Failed Attempt to bounce: This is depicted as 2 in the picture above. This scenario indicates that price goes up a bit, hits those resistance levels above and reverses back down to make new lows. So, traders have an opportunity to trade to the upside for about +2 to +5% above current levels (the opportunity) before we reverse back down. To me, at this time, this scenario has the highest probability. I give this a 60% chance.
Price Reverses: This is depicted as 3 in the picture above. In this scenario, price goes up at first, hits one of the resistance levels, reverses to make a higher low and then reverses again to go back up. I do not show yet that price makes new highs above what we did in February. The momentum in this scenario could take it there though. This is the best scenario for the bulls. I give this scenario a probability of 30%.
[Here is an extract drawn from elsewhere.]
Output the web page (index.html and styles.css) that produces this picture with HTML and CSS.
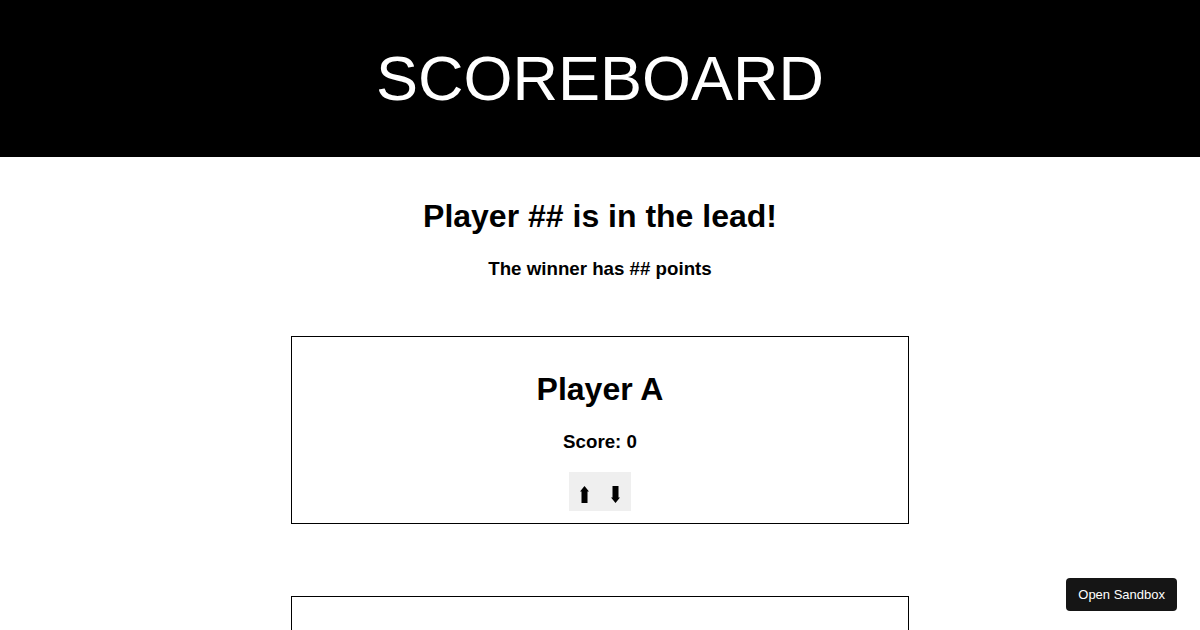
FILE: index.html
```html
<!DOCTYPE html>
<html lang="en">
<head>
<meta charset="UTF-8">
<meta name="viewport" content="width=device-width,initial-scale=1.0">
<title>Scoreboard</title>
<link rel="stylesheet" href="styles.css">
</head>
<body>
<header class="top">
    <h1>SCOREBOARD</h1>
</header>

<main class="board">
    <h2 class="lead">Player ## is in the lead!</h2>
    <h3 class="winner">The winner has ## points</h3>

    <div class="player">
        <h2 class="name">Player A</h2>
        <h3 class="score">Score: 0</h3>
        <div class="controls">
            <button class="arrow" aria-label="up">
                <svg width="9" height="17" viewBox="0 0 9 17"><polygon points="4.5,0 9,5.5 7.5,5.5 7.5,17 1.5,17 1.5,5.5 0,5.5"/></svg>
            </button><button class="arrow" aria-label="down">
                <svg width="9" height="17" viewBox="0 0 9 17"><polygon points="1.5,0 7.5,0 7.5,11.5 9,11.5 4.5,17 0,11.5 1.5,11.5"/></svg>
            </button>
        </div>
    </div>

    <div class="player">
        <h2 class="name">Player B</h2>
        <h3 class="score">Score: 0</h3>
    </div>
</main>

<a class="sandbox" href="#">Open Sandbox</a>
</body>
</html>
```
FILE: styles.css
```css
body {
    margin: 0;
    font-family: "Liberation Sans", Arial, sans-serif;
    color: #000;
    background: #fff;
    text-align: center;
}

.top {
    background: #000;
    color: #fff;
    padding: 42px 0 43px;
}

.top h1 {
    margin: 0;
    font-size: 63px;
    font-weight: normal;
}

.board {
    padding-bottom: 40px;
}

.lead {
    margin: 41px 0 0;
    font-size: 32px;
}

.winner {
    margin: 23px 0 0;
    font-size: 18.72px;
}

.player {
    width: 600px;
    margin: 56px auto 0;
    padding: 34px 8px 12px;
    border: 1px solid #000;
}

.player + .player {
    margin-top: 72px;
}

.name {
    margin: 0;
    font-size: 32px;
}

.score {
    margin: 23px 0 0;
    font-size: 18.72px;
}

.controls {
    display: flex;
    justify-content: center;
    margin-top: 19px;
}

.arrow {
    width: 31px;
    height: 39px;
    padding: 6px 0 0;
    border: none;
    background: #efefef;
    display: flex;
    align-items: center;
    justify-content: center;
}

.arrow svg {
    fill: #000;
}

.sandbox {
    position: fixed;
    right: 23px;
    bottom: 19px;
    height: 33px;
    line-height: 33px;
    padding: 0 12px;
    background: #151515;
    color: #fff;
    font-size: 13px;
    border-radius: 4px;
    text-decoration: none;
}
```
Not everyone will agree with my assigned probabilities. That is fine because there is a “gut feel” element to that exercise. For very experienced technicians the gut feel is well informed and usually good. I consider myself mid. So, feel free to assign your own probabilities. I do think those are the 3 scenarios though for now.
Review of Weekly Chart
Another aspect to consider is that we have been down now for 4 weeks in a row. Does the law of averages say we have an up week now? Maybe. The question is not just about next week though. We are trying to see how far ahead we can place probabilities.
Let’s take a look at the weekly chart of SPX.
I have highlighted the 6 areas of interest over the last 4 years when we have had several weeks of price decline. We can see the worst in these last 4 years is when we had 7 straight down weeks (area of interest 2). Then price went up a little, fell to make a higher low, and then went on to make higher lows and higher highs for a good amount of time.
Area of interest 5 shows that we went down 4 straight weeks and then went back up all the way to new highs. This turnaround is well identified as the Aug 5, 2024, low.
Then if you look at area 1, we see that price was down a few weeks, then up a week or two, then down again a few weeks, and so on. Mostly, during that period, we ended up down finally making a reversal in area 2.
So, the net of it is that bottoms can be a process and that is actually the right thing to expect. The Aug 5, 2024, type reversal as shown in area 5 is rare.
We are again in a situation of 4 straight weeks down (area 6). If you observe the last candle which is the last week, the bulls actually tried to reverse for the week but could not muster enough strength to do so. While that is not strong enough, it is also not a very weak attempt given the shape of the candle.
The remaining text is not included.